Legal scholarship and gender studies in dialogue

Private Law Gazette 1/2020 – Ivana Isailović is co-leader of the project “Gender and Private International Law”, initiated by Institute Director Ralf Michaels. In her view, the interdisciplinary approach will facilitate the analysis of legal rules and court decisions in a wholly new light. What motivates a jurist to turn her focus to gender studies?

“Like many scholars who received a doctrinal legal education in Europe, for a long time I didn’t really understand what gender theory was or how it could enrich our understanding of the law – even though I was raised in a feminist household and had always thought of myself as a feminist”, says Ivana Isailović, whose research tries to identify the links between private international law and gender studies. As she researched transnational family law cases at Sciences Po in Paris for her dissertation, she observed that Muslim women and gay people were often portrayed in a negative light in French case law as well as the private international law literature. “I found the homophobic protests that took place in France in 2013 very disturbing. It was very personal for me and it inspired much of my subsequent work on law, and queer and gender theory.”

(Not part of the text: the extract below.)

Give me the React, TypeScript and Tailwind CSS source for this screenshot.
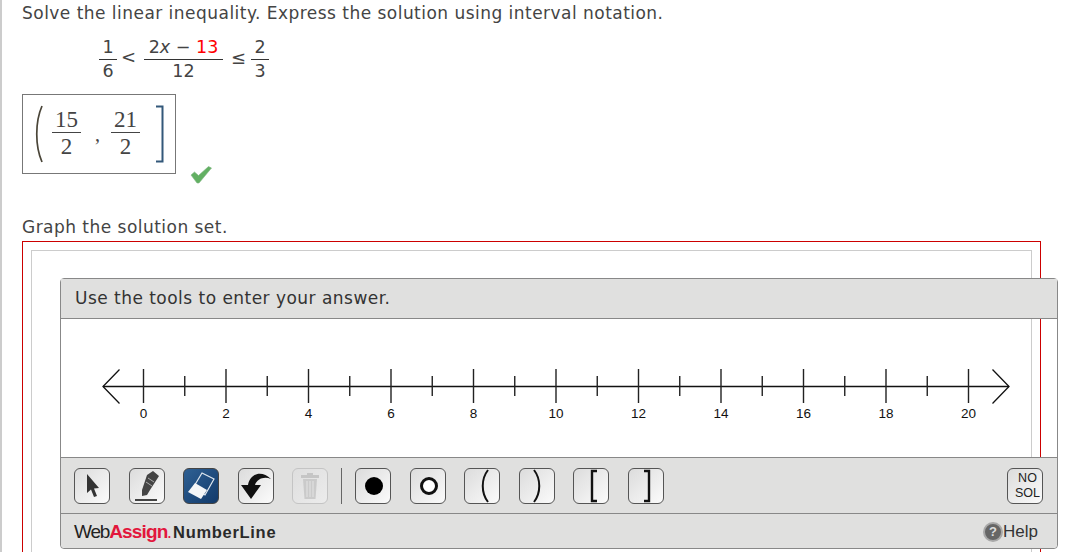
import type { ReactNode } from 'react';

const verdana = "font-['DejaVu_Sans',sans-serif]";
const arial = "font-['Liberation_Sans',sans-serif]";

function Fraction({ top, bottom, width }: { top: ReactNode; bottom: ReactNode; width: string }) {
  return (
    <div className={`flex flex-col items-center ${width}`}>
      <div className="flex h-[23px] items-center leading-none">{top}</div>
      <div className="h-px w-full bg-[#333]" />
      <div className="flex h-[24px] items-center leading-none">{bottom}</div>
    </div>
  );
}

function SerifFraction({ top, bottom }: { top: string; bottom: string }) {
  return (
    <div className="flex w-[29px] flex-col items-center font-['Liberation_Serif',serif] text-[23px] text-[#444]">
      <div className="flex h-[24px] items-center leading-none">{top}</div>
      <div className="h-px w-full bg-[#444]" />
      <div className="flex h-[28px] items-center leading-none">{bottom}</div>
    </div>
  );
}

function ToolButton({ children, active, disabled }: { children?: ReactNode; active?: boolean; disabled?: boolean }) {
  return (
    <div
      className={`flex h-9 w-9 shrink-0 items-center justify-center rounded-[6px] border ${
        active
          ? 'border-[#444] bg-gradient-to-br from-[#2f6194] to-[#123a6b]'
          : disabled
            ? 'border-[#c4c4c4] bg-gradient-to-br from-[#dedede] to-[#ececec]'
            : 'border-[#555] bg-gradient-to-br from-[#dcdcdc] to-[#fbfbfb]'
      }`}
    >
      {children}
    </div>
  );
}

function NumberLine() {
  const ticks = Array.from({ length: 21 }, (_, i) => i);
  const x = (i: number) => 82.5 + i * 41.25;
  return (
    <svg width="996" height="138" viewBox="0 0 996 138" className="block">
      <line x1="42" y1="67.5" x2="948" y2="67.5" stroke="#111" strokeWidth="1.3" />
      <path d="M58.5 50.5 L42 67.5 L58.5 84.5" fill="none" stroke="#111" strokeWidth="1.3" />
      <path d="M931.5 50.5 L948 67.5 L931.5 84.5" fill="none" stroke="#111" strokeWidth="1.3" />
      {ticks.map((i) => (
        <g key={i}>
          <line
            x1={x(i)}
            x2={x(i)}
            y1={i % 2 === 0 ? 50 : 57}
            y2={i % 2 === 0 ? 84 : 77}
            stroke="#222"
            strokeWidth="1.4"
          />
          {i % 2 === 0 && (
            <text x={x(i)} y="99" textAnchor="middle" fontSize="13.5" fill="#111" fontFamily="Liberation Sans, sans-serif">
              {i}
            </text>
          )}
        </g>
      ))}
    </svg>
  );
}

export default function App() {
  return (
    <div className={`h-[552px] w-[1075px] overflow-hidden bg-white ${verdana} text-[#444]`}>
      <div className="h-full border-l-2 border-[#ccc] pl-5">
        <p className="pt-[3px] text-[17px] leading-[20px] tracking-[0.47px] whitespace-nowrap">
          Solve the linear inequality. Express the solution using interval notation.
        </p>

        {/* inequality */}
        <div className="mt-[13px] ml-[77px] flex h-[48px] items-center text-[17.5px] text-[#444]">
          <Fraction top="1" bottom="6" width="w-[18px]" />
          <span className="mb-[8px] ml-[4px] w-[23px] text-[18px]">&lt;</span>
          <Fraction
            width="w-[79px]"
            top={
              <span className="whitespace-nowrap">
                2<i>x</i> − <span className="text-[#f00]">13</span>
              </span>
            }
            bottom="12"
          />
          <span className="mb-[6px] ml-[8px] w-[20px] text-[18px]">≤</span>
          <Fraction top="2" bottom="3" width="w-[18px]" />
        </div>

        {/* answer */}
        <div className="mt-[10px] flex items-end">
          <div className="flex h-[80px] w-[154px] items-center border border-[#777] pl-[9px]">
            <svg width="12" height="60" viewBox="0 0 12 60" className="shrink-0">
              <path d="M10 2 C3 18 3 42 10 58" fill="none" stroke="#4a4538" strokeWidth="1.7" />
            </svg>
            <div className="ml-[8px] flex items-center">
              <SerifFraction top="15" bottom="2" />
              <span className="mr-[15px] ml-[14px] w-[1px] font-['Liberation_Serif',serif] text-[20px] leading-none">,</span>
              <SerifFraction top="21" bottom="2" />
            </div>
            <svg width="8" height="58" viewBox="0 0 8 58" className="ml-[16px] shrink-0">
              <path d="M0 1.5 H6.5 V56.5 H0" fill="none" stroke="#33587a" strokeWidth="2" />
            </svg>
          </div>
          <svg width="22" height="19" viewBox="0 0 22 19" className="mb-[-10px] ml-[14px]">
            <path d="M1 10 L4.5 7 L8.5 10.5 L18.5 1.5 L21.5 3 L9 18 L7 18 Z" fill="#62b062" stroke="#7fb583" strokeWidth="0.6" />
          </svg>
        </div>

        <p className="mt-[43px] text-[17px] leading-[20px] tracking-[0.47px]">Graph the solution set.</p>

        {/* graph */}
        <div className="mt-[4px] h-[400px] w-[1019px] border border-[#c00] pt-2 pl-2">
          <div className="h-[400px] w-[1001px] border border-b-0 border-[#ccc] pt-[27px] pl-[28px]">
            <div className="w-[998px] rounded-[4px] border border-[#888]">
              <div className="flex h-[40px] items-center border-b border-[#888] bg-[#e0e0df] pl-[14px] text-[17px] tracking-[0.47px] text-[#333]">
                Use the tools to enter your answer.
              </div>
              <div className="h-[138px]">
                <NumberLine />
              </div>
              <div className="flex h-[57px] items-center border-t border-b border-[#888] bg-[#e0e0df] pr-[14px] pl-[13px]">
                <div className="flex items-center gap-[18.5px]">
                  <ToolButton>
                    <svg width="18" height="26" viewBox="0 0 18 26">
                      <path d="M4 1 L4 20 L8 16.5 L11 24 L14 23 L11 15.5 L16 15 Z" fill="#333" />
                    </svg>
                  </ToolButton>
                  <ToolButton>
                    <svg width="26" height="32" viewBox="0 0 26 32">
                      <path d="M13 5 L19 1 L25 6 L16 20 L13 25 L8 26 L8 20 Z" fill="#444" />
                      <path d="M14 8 L20 12 M12 12 L18 16" stroke="#aaa" strokeWidth="1" />
                      <rect x="1" y="29" width="22" height="2" fill="#444" />
                    </svg>
                  </ToolButton>
                  <ToolButton active>
                    <svg width="30" height="30" viewBox="0 0 30 30">
                      <path d="M16 2 L28 8 L19 24 L7 17 Z" fill="none" stroke="#dfe7ef" strokeWidth="1.2" />
                      <path d="M9 12 L21 19 L15 28 L2 21 Z" fill="#f4f6f8" />
                    </svg>
                  </ToolButton>
                  <ToolButton>
                    <svg width="32" height="30" viewBox="0 0 32 30">
                      <path d="M31 8 C22 -1 10 2 8 14 L1 14 L11 28 L21 14 L15 14 C17 8 24 5 31 8 Z" fill="#111" />
                    </svg>
                  </ToolButton>
                  <ToolButton disabled>
                    <svg width="20" height="28" viewBox="0 0 20 28" className="opacity-90">
                      <rect x="1" y="3" width="18" height="3" fill="#c2c2c2" />
                      <rect x="7" y="1" width="6" height="3" fill="#c2c2c2" />
                      <path d="M3 7 H17 L15.5 27 H4.5 Z" fill="#c8c8c8" />
                      <path d="M7 9 V25 M10 9 V25 M13 9 V25" stroke="#e0e0e0" strokeWidth="1.2" />
                    </svg>
                  </ToolButton>
                </div>
                <div className="mx-[13px] h-9 w-px bg-[#666]" />
                <div className="flex items-center gap-[18.5px]">
                  <ToolButton>
                    <div className="ml-[1px] h-[18px] w-[18px] rounded-full bg-black" />
                  </ToolButton>
                  <ToolButton>
                    <div className="ml-[2px] h-[18px] w-[18px] rounded-full border-[3px] border-[#111] bg-white" />
                  </ToolButton>
                  <ToolButton>
                    <svg width="12" height="34" viewBox="0 0 12 34" className="ml-[5px]">
                      <path d="M9 1 C2 10 2 24 9 33" fill="none" stroke="#111" strokeWidth="2" />
                    </svg>
                  </ToolButton>
                  <ToolButton>
                    <svg width="12" height="34" viewBox="0 0 12 34" className="ml-[1px]">
                      <path d="M3 1 C10 10 10 24 3 33" fill="none" stroke="#111" strokeWidth="2" />
                    </svg>
                  </ToolButton>
                  <ToolButton>
                    <svg width="8" height="34" viewBox="0 0 8 34" className="ml-[6px]">
                      <path d="M7 2 H2 V32 H7" fill="none" stroke="#111" strokeWidth="2.4" />
                    </svg>
                  </ToolButton>
                  <ToolButton>
                    <svg width="8" height="34" viewBox="0 0 8 34" className="ml-[3px]">
                      <path d="M1 2 H6 V32 H1" fill="none" stroke="#111" strokeWidth="2.4" />
                    </svg>
                  </ToolButton>
                </div>
                <div className="ml-auto">
                  <ToolButton>
                    <span className={`${arial} ml-[5px] text-center text-[12.5px] leading-[15px] text-[#222]`}>
                      NO
                      <br />
                      SOL
                    </span>
                  </ToolButton>
                </div>
              </div>
              <div className="flex h-[34px] items-center rounded-b-[4px] bg-[#e0e0df] pt-[2px] pr-[19px] pl-[13px]">
                <div className="flex items-baseline">
                  <span className={`${arial} text-[19px] font-normal tracking-[-1.2px] text-[#222]`}>Web</span>
                  <span className={`${arial} text-[19px] font-bold tracking-[-0.8px] text-[#e2173d]`}>Assign</span>
                  <span className={`${arial} text-[12px] font-bold text-[#e2173d]`}>.</span>
                  <span className={`${arial} ml-[2px] text-[16.5px] font-bold tracking-[0.7px] text-[#2a2a2a]`}>NumberLine</span>
                </div>
                <div className="ml-auto flex items-center">
                  <div className={`flex h-[20px] w-[20px] items-center justify-center rounded-full border-2 border-[#a8a8a8] bg-[#666] ${arial} text-[13px] font-bold text-[#ddd]`}>
                    ?
                  </div>
                  <span className={`${arial} text-[17px] text-[#333]`}>Help</span>
                </div>
              </div>
            </div>
          </div>
        </div>
      </div>
    </div>
  );
}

After earning her doctoral title at Sciences Po in 2014, the Belgrade-born and Paris-raised scholar embarked on an international career path. Amongst her stations, she was a fellow at Harvard University‘s Center for European Studies as well as at the NYU School of Law, Northeastern University School of Law and at the Massachusetts Institute of Technology (MIT). Since autumn 2019 she has in partnership with Institute Director Ralf Michaels led the interdisciplinary project “Gender and Private International Law” at the Hamburg Max Planck Institute.

“Interdisciplinarity forces us to go outside our comfort zones, to question ourselves and the ways in which we think about knowledge production, and to rethink how law affects society and power relations”, explains Ivana Isailović. “It is this dynamic which makes cooperation across subject-matters so compelling.” One challenge she perceives is the need for translation between the disciplines. She compares this with mastering multiple languages, a process that also requires navigation between different world perspectives.

She encourages younger colleagues to examine the rationale of other areas, while at the same time not losing sight of legal norms and legal methodology. “In my experience researchers from different fields will, for various reasons, often have little interest in participating in a productive dialogue. In our project we attempt to overcome these obstacles by means of cross-teaching.” Dr. Isailović will have the opportunity to further explore her interdisciplinary approach this August when serving as assistant professor of EU Law at the Amsterdam Centre for European Law and Governance located at the University of Amsterdam.